SET PROBLEM — Below are the records; give again exactly the lines from the one containing "Rebuild this screenshot" through the one containing "const formats = ['dd-MMM-yyyy", leaving out pictures.

======== LISTING ========

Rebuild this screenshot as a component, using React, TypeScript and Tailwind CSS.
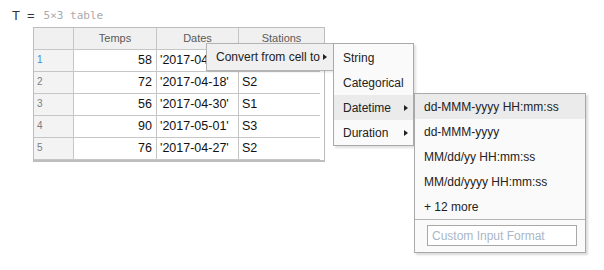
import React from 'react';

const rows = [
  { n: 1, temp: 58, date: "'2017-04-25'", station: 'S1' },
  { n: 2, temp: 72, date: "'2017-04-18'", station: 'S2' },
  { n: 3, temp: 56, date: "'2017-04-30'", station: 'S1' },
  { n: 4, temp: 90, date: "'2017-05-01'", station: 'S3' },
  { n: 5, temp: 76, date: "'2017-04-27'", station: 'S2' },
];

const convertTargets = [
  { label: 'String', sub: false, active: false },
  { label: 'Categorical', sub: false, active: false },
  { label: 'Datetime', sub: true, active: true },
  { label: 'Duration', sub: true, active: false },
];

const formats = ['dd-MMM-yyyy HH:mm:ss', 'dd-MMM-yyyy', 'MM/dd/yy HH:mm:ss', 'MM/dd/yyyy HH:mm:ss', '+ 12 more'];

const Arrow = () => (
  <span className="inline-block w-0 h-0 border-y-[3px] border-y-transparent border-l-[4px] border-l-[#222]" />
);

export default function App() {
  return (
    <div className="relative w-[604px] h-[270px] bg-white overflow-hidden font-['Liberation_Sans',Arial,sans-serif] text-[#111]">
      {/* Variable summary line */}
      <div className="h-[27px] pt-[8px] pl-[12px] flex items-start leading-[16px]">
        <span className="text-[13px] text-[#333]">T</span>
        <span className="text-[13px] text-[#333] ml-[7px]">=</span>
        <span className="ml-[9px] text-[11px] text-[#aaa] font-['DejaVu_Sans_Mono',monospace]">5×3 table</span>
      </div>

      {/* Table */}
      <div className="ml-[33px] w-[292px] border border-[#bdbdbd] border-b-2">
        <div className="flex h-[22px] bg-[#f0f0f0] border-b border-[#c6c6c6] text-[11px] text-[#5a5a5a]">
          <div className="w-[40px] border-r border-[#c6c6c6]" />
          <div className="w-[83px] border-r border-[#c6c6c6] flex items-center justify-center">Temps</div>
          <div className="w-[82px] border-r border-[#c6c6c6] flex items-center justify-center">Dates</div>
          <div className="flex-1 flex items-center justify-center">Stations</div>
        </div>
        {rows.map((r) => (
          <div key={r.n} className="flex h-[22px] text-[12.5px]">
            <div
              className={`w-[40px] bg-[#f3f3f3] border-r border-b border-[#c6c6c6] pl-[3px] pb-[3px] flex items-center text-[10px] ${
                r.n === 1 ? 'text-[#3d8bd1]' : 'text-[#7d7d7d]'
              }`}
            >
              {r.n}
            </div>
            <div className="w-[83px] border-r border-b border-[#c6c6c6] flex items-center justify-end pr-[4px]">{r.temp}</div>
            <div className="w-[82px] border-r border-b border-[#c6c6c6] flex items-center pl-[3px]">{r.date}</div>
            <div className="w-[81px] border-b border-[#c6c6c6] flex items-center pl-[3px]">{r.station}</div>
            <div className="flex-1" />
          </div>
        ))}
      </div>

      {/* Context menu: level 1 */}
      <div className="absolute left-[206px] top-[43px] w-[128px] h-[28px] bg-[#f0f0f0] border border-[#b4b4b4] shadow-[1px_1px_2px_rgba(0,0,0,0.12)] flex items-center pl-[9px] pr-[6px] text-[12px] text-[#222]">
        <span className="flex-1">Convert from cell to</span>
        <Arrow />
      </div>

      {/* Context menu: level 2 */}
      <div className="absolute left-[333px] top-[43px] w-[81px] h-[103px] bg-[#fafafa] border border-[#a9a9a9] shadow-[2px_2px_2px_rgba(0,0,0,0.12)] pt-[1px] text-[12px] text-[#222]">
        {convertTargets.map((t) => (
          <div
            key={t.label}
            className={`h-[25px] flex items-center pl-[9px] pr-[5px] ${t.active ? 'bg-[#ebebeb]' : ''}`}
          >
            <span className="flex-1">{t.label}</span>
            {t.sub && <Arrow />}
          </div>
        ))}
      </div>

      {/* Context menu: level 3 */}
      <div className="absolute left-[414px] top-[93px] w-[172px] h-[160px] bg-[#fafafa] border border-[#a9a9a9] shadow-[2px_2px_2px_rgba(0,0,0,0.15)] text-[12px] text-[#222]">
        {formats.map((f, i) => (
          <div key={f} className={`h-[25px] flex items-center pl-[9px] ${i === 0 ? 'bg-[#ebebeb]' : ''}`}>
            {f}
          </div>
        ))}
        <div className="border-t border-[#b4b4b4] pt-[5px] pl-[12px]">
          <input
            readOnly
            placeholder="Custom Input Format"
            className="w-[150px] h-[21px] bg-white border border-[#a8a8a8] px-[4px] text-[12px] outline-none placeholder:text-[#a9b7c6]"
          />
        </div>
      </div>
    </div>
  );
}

========
======== LISTING ========

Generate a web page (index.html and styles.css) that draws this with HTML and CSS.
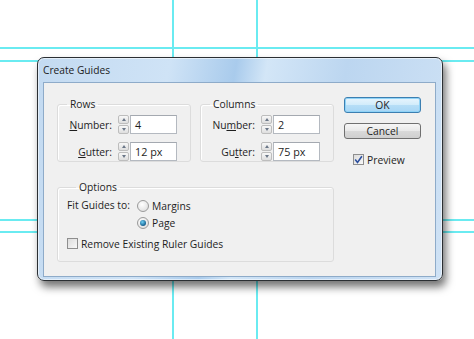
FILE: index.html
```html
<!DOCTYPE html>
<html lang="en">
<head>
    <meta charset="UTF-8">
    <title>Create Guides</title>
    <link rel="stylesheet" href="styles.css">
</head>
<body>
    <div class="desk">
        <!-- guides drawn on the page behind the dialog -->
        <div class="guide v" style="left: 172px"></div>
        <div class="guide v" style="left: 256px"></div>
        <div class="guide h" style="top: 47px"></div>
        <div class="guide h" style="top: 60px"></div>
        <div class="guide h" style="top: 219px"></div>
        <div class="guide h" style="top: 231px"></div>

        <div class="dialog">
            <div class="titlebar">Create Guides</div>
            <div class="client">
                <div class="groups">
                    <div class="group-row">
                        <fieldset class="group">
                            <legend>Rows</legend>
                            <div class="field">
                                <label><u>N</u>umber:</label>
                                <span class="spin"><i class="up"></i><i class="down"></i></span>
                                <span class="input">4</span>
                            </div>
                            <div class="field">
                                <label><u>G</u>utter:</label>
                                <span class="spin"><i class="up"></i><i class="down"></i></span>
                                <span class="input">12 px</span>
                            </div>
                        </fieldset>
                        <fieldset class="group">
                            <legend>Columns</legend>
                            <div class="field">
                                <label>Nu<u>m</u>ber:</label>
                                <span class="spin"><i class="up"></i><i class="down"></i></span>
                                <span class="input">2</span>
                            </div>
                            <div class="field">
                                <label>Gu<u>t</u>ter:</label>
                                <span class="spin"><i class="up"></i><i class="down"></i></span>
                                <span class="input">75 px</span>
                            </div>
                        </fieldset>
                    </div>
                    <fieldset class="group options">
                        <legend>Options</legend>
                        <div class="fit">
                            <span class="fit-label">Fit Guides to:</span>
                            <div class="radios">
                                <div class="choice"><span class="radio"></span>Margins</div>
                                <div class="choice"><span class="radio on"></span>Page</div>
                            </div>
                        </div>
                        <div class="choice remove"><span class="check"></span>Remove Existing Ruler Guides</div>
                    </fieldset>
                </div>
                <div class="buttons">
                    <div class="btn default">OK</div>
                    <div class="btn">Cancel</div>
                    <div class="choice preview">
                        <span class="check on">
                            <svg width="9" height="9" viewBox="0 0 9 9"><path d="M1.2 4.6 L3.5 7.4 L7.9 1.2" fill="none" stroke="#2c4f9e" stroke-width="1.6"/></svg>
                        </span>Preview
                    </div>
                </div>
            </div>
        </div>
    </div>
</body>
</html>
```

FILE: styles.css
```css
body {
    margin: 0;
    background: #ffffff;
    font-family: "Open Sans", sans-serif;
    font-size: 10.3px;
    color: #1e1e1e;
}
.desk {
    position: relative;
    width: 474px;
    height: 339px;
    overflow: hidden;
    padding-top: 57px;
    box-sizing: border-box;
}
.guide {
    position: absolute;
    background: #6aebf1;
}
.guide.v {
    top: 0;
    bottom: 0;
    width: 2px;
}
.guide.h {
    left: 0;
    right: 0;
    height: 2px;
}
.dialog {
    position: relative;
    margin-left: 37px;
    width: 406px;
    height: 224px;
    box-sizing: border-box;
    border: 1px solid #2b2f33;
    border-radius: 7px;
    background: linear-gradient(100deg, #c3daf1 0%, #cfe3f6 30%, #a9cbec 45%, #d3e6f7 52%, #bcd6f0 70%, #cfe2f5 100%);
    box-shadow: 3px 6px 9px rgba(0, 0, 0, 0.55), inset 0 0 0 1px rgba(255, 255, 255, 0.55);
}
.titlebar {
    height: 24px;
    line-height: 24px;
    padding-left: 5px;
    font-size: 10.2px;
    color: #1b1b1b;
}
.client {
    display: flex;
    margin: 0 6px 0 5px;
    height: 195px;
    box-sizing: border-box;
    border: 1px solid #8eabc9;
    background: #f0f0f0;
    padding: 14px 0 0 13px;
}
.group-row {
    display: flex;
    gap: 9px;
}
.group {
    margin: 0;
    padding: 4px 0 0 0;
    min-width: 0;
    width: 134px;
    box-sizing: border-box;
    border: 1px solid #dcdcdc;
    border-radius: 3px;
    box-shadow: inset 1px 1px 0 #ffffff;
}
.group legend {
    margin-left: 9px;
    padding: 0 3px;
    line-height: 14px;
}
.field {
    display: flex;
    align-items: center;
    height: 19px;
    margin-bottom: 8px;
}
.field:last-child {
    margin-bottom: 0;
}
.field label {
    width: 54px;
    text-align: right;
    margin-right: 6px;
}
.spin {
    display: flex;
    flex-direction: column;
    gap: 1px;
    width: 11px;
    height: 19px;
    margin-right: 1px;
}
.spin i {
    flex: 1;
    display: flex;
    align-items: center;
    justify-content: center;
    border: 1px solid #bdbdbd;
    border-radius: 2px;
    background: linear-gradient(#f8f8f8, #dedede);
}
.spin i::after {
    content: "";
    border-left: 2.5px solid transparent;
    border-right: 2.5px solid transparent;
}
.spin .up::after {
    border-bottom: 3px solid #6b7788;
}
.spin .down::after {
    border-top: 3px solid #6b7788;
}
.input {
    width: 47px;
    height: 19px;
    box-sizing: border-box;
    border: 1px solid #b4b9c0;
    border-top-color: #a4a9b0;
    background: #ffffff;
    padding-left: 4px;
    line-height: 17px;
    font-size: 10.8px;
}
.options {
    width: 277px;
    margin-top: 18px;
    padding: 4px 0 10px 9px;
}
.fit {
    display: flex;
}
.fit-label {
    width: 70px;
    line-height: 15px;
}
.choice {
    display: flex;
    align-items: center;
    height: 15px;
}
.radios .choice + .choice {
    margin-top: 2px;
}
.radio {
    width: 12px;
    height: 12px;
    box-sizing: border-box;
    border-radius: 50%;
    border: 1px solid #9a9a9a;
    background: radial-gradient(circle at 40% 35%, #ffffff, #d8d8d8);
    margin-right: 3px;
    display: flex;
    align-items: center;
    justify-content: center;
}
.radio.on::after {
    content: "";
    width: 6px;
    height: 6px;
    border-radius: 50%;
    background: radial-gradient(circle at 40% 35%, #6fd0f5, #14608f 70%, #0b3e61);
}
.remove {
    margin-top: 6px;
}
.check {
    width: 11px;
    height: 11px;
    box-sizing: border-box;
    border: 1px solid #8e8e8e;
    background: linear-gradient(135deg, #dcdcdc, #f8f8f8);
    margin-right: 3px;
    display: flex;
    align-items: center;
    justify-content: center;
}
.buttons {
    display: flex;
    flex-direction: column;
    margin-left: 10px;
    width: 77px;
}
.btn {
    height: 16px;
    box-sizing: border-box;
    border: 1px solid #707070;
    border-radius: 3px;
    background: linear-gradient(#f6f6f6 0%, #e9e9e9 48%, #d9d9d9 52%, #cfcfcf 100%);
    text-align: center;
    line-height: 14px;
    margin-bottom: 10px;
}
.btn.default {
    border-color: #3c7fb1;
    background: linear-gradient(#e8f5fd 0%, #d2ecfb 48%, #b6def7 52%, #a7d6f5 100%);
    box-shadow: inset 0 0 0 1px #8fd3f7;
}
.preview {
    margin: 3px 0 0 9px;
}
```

========

FULL OUTPUT —
Rebuild this screenshot as a component, using React, TypeScript and Tailwind CSS.
import React from 'react';

const rows = [
  { n: 1, temp: 58, date: "'2017-04-25'", station: 'S1' },
  { n: 2, temp: 72, date: "'2017-04-18'", station: 'S2' },
  { n: 3, temp: 56, date: "'2017-04-30'", station: 'S1' },
  { n: 4, temp: 90, date: "'2017-05-01'", station: 'S3' },
  { n: 5, temp: 76, date: "'2017-04-27'", station: 'S2' },
];

const convertTargets = [
  { label: 'String', sub: false, active: false },
  { label: 'Categorical', sub: false, active: false },
  { label: 'Datetime', sub: true, active: true },
  { label: 'Duration', sub: true, active: false },
];

const formats = ['dd-MMM-yyyy HH:mm:ss', 'dd-MMM-yyyy', 'MM/dd/yy HH:mm:ss', 'MM/dd/yyyy HH:mm:ss', '+ 12 more'];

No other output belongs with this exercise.